[Records]
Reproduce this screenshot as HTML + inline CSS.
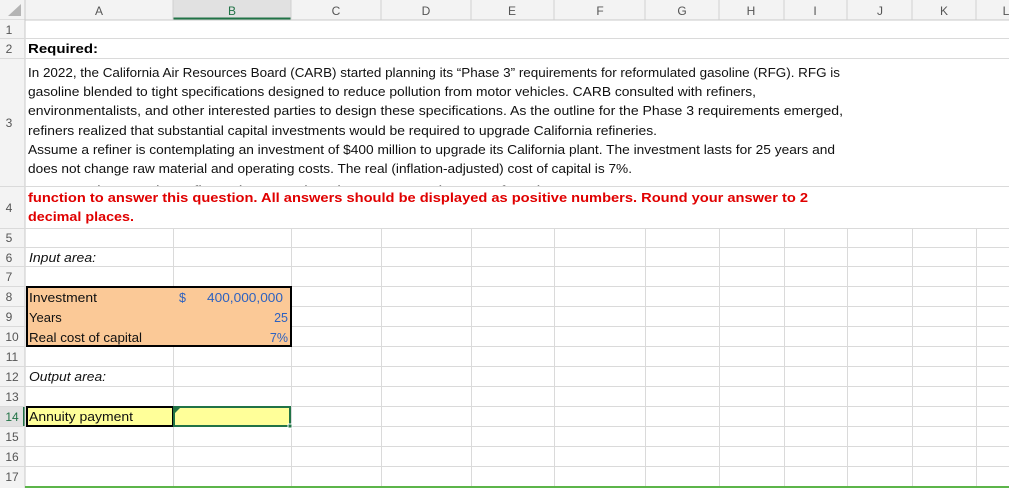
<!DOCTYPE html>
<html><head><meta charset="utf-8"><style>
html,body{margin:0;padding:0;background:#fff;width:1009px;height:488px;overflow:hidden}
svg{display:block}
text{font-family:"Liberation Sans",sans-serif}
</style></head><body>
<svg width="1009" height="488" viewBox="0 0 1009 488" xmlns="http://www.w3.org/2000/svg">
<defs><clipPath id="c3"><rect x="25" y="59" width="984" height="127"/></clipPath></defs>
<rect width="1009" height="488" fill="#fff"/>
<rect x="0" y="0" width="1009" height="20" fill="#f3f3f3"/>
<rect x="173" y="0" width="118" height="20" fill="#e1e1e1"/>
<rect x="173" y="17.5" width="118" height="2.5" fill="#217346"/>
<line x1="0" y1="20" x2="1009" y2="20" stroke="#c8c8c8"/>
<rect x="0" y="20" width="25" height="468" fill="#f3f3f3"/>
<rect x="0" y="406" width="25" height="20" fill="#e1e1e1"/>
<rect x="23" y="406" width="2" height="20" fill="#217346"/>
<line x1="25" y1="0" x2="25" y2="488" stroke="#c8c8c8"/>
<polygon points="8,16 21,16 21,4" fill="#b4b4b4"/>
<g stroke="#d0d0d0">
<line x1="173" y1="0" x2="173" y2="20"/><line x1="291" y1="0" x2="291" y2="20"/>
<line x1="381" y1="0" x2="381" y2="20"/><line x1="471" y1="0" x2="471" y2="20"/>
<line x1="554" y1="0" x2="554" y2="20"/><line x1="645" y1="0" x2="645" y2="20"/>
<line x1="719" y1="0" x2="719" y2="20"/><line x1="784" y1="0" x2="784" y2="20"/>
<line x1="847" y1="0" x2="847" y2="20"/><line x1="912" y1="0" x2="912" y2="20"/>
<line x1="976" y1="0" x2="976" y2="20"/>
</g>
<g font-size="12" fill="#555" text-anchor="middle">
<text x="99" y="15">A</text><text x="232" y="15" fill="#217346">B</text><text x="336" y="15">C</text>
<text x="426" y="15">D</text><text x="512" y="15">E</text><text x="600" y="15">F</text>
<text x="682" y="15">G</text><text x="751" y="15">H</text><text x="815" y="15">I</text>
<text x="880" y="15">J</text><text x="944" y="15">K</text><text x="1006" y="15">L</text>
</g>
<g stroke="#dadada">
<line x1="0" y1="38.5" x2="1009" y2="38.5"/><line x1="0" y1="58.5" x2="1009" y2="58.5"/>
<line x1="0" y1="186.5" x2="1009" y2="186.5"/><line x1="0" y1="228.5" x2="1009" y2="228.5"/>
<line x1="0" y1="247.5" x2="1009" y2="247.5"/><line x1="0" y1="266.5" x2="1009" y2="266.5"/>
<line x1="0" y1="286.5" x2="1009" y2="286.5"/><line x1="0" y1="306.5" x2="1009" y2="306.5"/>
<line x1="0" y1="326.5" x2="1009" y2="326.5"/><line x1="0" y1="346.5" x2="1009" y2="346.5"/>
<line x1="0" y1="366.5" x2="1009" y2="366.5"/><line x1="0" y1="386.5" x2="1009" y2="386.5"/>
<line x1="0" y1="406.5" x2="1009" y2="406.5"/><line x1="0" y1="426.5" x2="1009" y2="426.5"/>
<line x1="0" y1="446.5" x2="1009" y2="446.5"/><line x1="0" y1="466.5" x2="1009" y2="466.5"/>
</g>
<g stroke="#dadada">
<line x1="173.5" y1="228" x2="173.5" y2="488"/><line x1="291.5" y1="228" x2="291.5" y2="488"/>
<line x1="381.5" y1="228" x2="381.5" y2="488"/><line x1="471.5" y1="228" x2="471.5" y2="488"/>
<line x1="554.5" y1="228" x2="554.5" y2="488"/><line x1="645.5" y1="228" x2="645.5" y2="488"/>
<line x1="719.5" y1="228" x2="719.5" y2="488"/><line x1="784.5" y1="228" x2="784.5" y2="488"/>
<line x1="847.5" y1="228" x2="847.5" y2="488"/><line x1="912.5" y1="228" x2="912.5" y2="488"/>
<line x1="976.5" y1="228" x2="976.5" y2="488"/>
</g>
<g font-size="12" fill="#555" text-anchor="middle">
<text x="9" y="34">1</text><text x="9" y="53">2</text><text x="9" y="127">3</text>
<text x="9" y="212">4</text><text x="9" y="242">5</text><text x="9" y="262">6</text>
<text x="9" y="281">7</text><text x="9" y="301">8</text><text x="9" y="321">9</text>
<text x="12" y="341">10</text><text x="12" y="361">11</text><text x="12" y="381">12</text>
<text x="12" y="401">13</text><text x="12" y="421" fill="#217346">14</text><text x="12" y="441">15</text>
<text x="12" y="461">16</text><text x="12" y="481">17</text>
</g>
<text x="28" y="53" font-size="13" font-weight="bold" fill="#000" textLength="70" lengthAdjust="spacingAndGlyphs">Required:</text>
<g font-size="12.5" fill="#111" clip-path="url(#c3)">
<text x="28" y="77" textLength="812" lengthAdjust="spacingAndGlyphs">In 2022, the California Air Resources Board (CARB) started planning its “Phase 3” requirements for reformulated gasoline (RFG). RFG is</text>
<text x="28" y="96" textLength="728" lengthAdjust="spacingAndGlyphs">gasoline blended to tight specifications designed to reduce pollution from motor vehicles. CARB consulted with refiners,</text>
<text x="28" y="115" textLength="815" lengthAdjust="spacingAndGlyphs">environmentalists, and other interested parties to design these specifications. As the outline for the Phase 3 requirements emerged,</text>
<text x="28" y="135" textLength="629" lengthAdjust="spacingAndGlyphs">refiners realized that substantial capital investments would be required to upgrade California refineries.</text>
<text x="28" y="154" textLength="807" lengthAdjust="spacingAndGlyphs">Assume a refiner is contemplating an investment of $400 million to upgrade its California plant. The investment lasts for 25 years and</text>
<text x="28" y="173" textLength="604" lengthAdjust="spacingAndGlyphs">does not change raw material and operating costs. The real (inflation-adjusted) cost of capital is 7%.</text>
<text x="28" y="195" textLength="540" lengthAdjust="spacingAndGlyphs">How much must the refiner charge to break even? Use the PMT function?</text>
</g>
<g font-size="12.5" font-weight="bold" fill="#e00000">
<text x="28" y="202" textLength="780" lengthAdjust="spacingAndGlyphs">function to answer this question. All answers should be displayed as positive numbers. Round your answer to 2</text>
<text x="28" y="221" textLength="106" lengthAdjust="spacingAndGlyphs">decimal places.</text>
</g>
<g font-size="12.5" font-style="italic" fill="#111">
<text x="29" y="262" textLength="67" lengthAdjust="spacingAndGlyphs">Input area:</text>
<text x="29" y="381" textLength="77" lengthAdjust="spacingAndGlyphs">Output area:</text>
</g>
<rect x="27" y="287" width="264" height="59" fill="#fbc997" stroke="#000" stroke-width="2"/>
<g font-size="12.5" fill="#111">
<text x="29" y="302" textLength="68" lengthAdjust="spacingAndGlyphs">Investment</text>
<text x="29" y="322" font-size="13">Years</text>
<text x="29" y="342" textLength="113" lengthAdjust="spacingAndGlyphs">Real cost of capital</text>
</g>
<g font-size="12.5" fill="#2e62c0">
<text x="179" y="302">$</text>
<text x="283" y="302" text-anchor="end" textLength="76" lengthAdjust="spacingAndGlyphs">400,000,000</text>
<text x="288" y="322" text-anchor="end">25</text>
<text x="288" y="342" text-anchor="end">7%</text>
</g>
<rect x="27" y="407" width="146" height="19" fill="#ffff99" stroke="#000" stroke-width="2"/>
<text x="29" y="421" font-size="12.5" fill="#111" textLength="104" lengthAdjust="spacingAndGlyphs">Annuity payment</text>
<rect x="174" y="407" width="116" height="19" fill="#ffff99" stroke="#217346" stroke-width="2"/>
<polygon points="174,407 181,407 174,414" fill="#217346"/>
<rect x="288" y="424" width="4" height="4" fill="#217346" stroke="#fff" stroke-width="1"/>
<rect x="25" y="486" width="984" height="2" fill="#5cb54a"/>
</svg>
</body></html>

...

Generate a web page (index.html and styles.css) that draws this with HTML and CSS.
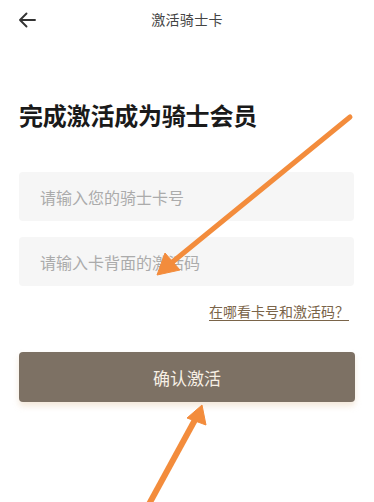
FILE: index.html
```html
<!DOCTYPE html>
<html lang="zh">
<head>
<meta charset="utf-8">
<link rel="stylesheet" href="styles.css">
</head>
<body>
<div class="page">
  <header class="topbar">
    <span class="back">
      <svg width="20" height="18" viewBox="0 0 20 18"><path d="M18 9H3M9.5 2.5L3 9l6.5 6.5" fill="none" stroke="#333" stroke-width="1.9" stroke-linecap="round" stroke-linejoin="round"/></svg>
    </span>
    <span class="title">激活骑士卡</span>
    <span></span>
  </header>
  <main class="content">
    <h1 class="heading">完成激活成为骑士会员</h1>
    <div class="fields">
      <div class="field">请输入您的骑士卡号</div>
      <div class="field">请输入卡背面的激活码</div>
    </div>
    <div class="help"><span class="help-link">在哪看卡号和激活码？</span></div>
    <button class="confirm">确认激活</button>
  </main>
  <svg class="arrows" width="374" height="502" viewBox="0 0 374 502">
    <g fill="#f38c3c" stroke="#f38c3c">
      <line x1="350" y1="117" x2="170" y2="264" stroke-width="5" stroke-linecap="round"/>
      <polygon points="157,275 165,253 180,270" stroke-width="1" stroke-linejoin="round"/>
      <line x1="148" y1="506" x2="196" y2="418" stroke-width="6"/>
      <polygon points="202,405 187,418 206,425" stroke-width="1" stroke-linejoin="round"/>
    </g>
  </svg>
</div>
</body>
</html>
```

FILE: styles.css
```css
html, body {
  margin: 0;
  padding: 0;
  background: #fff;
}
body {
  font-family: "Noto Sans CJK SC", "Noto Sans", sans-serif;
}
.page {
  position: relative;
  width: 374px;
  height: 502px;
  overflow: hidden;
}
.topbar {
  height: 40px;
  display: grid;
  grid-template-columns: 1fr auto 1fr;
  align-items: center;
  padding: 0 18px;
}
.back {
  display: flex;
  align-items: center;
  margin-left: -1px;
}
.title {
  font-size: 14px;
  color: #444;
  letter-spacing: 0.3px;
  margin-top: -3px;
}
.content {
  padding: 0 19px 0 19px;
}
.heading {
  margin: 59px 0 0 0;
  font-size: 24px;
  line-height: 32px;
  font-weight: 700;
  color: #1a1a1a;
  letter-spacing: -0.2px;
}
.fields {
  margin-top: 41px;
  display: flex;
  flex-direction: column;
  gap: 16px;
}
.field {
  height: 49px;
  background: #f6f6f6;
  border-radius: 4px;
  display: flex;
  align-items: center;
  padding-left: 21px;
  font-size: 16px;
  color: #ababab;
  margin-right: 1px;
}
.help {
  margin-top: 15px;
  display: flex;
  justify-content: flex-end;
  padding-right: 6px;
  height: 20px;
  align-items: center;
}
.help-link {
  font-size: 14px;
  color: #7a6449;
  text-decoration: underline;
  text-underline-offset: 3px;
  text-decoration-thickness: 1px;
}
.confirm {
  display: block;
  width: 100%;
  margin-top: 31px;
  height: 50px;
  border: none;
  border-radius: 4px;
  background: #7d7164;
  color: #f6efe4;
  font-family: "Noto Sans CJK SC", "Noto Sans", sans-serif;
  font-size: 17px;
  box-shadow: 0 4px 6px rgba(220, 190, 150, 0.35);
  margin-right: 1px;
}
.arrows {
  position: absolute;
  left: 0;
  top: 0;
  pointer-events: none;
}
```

...

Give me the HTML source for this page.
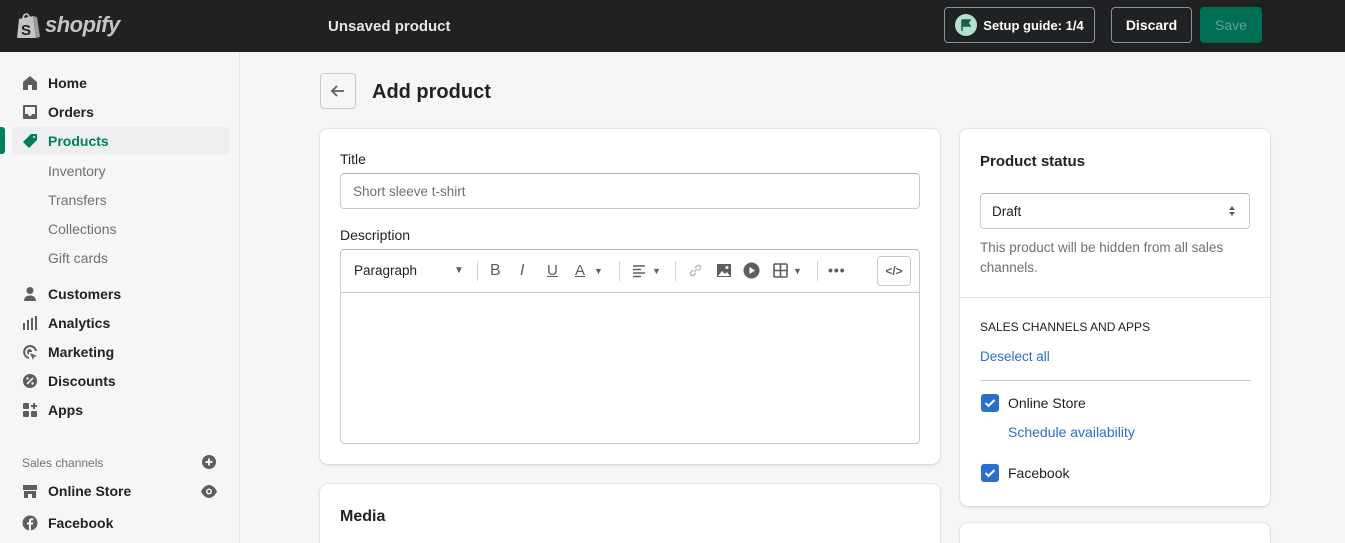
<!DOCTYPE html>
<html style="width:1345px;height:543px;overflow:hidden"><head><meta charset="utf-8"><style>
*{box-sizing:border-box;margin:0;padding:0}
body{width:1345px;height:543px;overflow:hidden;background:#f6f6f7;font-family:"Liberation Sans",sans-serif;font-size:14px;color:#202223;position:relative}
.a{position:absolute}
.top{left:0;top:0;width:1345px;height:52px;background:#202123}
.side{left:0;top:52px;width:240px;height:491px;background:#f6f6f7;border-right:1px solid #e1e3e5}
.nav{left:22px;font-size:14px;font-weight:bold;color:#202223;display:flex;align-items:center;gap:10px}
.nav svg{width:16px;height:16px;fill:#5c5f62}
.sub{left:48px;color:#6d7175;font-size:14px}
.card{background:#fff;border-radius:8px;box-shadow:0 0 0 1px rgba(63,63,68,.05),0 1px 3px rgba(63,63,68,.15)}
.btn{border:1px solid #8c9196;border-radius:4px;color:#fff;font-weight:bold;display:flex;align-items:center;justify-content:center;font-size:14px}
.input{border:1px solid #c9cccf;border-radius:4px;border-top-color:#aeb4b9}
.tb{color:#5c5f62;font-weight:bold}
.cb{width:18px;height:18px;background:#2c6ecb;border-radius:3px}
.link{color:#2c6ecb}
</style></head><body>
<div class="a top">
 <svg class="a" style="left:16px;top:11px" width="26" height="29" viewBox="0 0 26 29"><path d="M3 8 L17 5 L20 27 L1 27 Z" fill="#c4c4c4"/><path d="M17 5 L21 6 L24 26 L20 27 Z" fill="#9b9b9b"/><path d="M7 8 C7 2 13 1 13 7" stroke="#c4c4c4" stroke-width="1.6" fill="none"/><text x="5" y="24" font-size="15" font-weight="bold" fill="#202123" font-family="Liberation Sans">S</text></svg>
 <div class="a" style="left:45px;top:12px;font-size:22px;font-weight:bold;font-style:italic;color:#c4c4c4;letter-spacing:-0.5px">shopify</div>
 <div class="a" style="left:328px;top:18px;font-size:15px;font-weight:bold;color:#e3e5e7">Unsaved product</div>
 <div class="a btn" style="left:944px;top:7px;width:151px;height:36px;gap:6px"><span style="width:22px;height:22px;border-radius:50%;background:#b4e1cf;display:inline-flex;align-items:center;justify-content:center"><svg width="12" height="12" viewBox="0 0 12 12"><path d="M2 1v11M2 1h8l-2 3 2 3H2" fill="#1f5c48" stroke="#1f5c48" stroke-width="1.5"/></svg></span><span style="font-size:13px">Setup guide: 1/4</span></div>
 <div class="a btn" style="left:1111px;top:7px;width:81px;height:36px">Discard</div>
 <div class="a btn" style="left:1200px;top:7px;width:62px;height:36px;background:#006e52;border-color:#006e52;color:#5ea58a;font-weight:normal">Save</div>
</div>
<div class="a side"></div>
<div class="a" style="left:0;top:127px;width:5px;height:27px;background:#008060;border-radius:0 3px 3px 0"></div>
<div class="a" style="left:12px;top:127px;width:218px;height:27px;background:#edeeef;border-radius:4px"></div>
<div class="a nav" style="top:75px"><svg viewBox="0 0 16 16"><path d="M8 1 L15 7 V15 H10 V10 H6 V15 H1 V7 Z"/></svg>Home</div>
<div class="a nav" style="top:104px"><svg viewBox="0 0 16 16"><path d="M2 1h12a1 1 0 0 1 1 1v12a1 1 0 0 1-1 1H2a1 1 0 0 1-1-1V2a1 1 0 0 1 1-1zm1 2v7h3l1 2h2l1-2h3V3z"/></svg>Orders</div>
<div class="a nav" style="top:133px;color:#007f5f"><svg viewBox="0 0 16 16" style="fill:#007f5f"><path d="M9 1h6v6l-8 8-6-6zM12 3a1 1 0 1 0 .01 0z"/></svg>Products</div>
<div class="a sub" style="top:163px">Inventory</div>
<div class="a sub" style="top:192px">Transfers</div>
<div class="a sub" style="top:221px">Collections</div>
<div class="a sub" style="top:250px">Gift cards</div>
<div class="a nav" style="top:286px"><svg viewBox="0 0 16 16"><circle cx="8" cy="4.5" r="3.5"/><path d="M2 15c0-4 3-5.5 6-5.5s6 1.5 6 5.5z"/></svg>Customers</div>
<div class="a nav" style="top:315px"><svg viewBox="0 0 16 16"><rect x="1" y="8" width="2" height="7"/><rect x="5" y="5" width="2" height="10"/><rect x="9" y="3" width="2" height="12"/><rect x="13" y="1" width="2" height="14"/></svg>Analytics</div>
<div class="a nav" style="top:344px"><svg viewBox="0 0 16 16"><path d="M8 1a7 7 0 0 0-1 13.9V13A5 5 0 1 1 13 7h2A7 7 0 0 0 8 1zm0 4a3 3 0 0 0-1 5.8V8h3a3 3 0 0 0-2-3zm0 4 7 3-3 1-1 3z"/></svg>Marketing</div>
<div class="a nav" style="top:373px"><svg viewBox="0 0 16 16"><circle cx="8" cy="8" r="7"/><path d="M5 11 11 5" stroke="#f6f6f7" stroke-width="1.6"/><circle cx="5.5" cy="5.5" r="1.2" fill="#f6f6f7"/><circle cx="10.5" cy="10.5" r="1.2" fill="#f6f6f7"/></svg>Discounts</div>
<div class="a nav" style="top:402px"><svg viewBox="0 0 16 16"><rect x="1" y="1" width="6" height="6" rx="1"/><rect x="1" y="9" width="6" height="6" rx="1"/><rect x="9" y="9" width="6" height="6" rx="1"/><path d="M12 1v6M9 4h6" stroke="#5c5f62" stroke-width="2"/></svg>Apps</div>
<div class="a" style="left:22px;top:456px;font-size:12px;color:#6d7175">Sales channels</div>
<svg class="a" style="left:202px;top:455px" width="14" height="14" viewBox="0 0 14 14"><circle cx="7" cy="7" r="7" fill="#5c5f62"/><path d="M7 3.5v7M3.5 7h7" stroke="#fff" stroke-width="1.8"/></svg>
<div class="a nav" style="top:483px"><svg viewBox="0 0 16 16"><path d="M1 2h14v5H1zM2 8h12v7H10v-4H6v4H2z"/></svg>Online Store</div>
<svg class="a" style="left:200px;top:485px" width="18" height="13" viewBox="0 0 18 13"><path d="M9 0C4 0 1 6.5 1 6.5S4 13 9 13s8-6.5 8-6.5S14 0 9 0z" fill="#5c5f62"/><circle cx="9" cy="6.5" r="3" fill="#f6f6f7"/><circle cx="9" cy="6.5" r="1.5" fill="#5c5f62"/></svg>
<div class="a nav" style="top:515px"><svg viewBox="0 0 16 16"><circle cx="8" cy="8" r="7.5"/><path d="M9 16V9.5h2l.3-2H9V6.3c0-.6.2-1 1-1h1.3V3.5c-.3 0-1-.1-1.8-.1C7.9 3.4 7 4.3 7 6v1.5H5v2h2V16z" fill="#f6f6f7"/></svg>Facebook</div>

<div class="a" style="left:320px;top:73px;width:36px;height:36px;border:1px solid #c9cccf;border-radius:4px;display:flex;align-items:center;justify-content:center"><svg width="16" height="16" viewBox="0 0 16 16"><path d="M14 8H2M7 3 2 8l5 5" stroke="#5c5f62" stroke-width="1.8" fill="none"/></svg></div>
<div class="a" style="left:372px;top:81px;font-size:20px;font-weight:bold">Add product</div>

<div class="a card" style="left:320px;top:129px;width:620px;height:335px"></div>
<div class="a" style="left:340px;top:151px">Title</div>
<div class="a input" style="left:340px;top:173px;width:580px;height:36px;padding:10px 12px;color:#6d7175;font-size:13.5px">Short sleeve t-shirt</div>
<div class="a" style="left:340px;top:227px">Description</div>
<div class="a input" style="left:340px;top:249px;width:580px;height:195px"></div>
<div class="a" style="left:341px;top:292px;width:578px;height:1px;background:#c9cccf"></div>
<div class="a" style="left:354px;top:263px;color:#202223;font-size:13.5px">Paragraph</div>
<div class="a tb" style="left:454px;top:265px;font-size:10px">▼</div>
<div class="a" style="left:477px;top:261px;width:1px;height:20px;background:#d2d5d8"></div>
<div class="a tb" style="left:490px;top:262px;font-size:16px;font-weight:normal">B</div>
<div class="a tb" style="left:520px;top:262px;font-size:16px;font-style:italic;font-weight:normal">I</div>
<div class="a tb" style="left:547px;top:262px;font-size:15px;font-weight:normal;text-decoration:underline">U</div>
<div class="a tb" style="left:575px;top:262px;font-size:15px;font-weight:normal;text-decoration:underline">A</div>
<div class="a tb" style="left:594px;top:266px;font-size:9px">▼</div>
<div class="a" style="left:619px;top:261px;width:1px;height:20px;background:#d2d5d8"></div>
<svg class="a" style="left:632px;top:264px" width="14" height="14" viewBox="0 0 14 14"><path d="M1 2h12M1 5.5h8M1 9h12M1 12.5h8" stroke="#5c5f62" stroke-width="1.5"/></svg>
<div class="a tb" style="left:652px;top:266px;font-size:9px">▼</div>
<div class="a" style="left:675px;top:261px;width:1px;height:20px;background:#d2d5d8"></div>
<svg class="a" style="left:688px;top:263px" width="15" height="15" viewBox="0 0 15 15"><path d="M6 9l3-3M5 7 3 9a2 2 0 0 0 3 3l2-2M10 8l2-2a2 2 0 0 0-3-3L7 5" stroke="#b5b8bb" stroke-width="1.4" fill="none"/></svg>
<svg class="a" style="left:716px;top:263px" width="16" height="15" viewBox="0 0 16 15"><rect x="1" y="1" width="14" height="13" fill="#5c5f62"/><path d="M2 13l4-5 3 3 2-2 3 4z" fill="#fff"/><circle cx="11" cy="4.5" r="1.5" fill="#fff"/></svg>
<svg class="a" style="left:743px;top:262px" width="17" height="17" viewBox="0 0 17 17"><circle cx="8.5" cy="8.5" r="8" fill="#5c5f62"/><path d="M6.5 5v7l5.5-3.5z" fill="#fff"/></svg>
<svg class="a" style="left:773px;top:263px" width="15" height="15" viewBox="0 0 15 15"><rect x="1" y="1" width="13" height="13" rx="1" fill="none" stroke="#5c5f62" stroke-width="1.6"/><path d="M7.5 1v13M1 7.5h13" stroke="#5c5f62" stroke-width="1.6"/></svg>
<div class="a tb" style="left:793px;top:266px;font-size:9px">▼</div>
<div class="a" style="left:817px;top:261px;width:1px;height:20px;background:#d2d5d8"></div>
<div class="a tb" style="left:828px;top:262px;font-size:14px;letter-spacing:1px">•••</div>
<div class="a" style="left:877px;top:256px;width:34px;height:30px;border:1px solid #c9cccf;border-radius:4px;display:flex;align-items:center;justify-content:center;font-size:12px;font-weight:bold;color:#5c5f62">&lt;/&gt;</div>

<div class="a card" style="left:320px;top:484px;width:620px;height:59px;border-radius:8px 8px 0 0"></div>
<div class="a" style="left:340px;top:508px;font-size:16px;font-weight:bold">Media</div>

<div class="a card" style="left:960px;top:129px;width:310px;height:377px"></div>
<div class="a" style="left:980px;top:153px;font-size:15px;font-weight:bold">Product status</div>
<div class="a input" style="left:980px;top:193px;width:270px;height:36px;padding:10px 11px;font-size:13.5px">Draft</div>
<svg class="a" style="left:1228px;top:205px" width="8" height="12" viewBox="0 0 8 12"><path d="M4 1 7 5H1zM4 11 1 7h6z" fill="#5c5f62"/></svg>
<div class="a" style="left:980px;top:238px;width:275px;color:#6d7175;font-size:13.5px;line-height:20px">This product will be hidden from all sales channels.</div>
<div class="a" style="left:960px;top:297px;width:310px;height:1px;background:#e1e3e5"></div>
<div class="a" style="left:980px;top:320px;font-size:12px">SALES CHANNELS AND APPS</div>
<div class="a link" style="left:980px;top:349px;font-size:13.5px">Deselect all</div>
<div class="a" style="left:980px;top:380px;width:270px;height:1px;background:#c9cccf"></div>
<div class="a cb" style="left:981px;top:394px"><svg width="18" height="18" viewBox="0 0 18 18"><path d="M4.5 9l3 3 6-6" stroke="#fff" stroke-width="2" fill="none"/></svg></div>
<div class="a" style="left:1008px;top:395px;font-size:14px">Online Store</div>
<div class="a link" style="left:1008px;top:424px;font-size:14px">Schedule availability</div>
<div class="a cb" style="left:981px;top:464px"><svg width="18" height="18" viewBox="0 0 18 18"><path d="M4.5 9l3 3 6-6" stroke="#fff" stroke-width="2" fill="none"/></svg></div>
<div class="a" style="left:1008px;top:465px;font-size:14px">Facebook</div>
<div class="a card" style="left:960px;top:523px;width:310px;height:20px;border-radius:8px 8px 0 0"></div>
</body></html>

**Work instructions:** Collect every line with the string "index" from the records, and copy each.

**Answer:**
Generate a web page (index.html and styles.css) that draws this with HTML and CSS.
FILE: index.html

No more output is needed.